**Information supplied**
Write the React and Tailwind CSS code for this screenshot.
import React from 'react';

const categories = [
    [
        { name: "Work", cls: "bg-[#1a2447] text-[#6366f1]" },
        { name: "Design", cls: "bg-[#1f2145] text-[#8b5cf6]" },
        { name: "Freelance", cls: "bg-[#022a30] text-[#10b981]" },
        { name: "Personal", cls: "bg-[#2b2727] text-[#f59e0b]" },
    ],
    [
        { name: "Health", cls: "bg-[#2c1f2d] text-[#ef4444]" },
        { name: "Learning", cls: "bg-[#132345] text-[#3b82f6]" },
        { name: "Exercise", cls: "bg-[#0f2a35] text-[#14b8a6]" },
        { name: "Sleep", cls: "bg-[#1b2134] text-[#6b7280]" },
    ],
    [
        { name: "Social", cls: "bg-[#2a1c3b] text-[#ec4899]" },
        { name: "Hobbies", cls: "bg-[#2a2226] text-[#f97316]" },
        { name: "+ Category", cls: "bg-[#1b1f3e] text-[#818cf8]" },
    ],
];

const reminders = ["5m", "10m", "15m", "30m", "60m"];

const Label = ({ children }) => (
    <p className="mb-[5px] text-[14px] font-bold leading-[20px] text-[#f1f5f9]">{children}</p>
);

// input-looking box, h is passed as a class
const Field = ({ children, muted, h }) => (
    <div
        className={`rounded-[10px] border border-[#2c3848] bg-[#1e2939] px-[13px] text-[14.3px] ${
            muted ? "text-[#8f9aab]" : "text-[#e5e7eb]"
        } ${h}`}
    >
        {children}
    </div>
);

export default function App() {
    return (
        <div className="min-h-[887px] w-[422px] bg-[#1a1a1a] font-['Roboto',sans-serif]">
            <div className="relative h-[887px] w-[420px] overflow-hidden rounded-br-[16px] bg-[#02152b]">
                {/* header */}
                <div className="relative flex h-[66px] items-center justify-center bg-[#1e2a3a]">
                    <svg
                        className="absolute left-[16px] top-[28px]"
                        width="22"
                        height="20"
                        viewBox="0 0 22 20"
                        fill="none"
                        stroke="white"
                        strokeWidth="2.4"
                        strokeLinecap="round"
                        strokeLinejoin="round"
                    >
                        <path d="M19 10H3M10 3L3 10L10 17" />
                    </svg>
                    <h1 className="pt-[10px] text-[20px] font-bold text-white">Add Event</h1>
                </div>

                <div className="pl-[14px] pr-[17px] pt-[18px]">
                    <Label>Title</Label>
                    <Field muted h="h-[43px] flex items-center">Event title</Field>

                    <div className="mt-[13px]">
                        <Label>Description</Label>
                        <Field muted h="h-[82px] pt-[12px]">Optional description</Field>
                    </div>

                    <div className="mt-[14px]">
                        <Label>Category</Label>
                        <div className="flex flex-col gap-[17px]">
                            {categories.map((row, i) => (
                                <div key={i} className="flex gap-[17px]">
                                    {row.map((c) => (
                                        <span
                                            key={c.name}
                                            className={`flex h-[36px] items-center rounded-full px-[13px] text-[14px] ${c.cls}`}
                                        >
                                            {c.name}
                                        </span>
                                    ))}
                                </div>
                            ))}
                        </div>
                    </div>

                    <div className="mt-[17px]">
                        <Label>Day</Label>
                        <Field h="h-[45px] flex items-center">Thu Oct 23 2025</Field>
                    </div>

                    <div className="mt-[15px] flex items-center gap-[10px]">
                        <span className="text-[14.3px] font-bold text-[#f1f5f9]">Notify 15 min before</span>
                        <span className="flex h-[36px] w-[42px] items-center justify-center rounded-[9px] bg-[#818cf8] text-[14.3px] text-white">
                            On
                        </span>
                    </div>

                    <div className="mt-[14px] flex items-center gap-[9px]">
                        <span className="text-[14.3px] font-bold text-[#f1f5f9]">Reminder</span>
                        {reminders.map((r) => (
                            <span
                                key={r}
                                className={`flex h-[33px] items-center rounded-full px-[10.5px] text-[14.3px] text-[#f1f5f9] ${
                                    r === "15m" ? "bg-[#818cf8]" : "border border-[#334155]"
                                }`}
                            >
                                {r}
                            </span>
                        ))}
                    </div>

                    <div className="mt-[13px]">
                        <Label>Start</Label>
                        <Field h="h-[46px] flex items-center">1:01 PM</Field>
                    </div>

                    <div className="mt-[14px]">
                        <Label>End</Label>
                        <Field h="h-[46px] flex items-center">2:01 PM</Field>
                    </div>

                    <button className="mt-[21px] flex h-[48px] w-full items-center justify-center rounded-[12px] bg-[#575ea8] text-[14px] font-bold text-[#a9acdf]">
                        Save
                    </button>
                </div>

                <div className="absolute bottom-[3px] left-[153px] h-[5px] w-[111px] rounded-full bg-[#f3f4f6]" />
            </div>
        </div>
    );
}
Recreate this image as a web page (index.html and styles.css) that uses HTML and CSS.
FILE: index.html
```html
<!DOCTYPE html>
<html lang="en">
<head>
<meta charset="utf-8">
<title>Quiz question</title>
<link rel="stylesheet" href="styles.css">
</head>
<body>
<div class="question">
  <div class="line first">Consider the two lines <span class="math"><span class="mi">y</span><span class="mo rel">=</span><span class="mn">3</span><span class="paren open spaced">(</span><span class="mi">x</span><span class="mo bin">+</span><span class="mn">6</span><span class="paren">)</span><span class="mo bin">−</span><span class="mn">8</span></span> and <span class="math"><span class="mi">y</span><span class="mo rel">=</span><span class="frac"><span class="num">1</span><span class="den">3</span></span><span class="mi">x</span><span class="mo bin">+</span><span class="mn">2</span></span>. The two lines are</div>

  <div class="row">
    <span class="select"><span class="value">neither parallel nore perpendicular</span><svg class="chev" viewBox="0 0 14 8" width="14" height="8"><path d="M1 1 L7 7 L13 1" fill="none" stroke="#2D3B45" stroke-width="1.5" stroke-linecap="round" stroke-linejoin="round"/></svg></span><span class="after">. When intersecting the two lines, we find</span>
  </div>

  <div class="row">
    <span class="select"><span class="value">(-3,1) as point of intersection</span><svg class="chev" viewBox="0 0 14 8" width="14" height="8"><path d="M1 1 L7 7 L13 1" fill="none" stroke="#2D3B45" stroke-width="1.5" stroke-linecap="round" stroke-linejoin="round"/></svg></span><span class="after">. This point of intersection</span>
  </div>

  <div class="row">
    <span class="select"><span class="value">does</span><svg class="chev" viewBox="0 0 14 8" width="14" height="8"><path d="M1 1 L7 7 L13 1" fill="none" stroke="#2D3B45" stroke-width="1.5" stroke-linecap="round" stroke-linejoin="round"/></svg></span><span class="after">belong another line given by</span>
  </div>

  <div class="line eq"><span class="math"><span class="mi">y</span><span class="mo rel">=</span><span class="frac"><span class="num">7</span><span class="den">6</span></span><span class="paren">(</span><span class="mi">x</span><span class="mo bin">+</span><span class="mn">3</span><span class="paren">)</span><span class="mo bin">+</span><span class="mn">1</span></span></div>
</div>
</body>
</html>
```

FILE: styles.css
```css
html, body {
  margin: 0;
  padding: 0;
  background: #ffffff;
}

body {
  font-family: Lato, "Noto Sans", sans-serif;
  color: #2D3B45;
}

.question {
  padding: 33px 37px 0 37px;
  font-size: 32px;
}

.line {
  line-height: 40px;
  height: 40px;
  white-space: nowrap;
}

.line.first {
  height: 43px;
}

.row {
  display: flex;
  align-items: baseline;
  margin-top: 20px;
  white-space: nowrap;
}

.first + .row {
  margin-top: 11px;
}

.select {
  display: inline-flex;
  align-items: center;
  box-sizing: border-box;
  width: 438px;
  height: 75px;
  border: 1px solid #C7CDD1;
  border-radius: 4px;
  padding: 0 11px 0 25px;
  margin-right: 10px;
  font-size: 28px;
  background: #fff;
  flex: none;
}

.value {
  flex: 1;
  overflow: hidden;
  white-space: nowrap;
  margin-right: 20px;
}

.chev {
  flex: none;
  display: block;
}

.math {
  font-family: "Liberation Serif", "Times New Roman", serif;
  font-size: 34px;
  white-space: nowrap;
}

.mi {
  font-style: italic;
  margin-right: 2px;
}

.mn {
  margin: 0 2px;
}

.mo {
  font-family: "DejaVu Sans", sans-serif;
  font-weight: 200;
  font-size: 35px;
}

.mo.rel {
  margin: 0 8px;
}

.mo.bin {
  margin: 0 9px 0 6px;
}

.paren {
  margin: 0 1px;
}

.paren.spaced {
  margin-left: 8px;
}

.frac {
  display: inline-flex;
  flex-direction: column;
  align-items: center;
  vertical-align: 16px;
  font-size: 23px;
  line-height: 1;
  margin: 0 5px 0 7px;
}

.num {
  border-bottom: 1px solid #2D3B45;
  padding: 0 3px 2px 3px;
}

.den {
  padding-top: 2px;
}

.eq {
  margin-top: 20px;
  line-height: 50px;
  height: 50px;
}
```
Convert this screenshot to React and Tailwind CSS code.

**Work required**
Transcribe only, please, the lines from the first line of the records through the line with "import React from 'react';". Both of those lines are included.

**Output below**
Write the React and Tailwind CSS code for this screenshot.
import React from 'react';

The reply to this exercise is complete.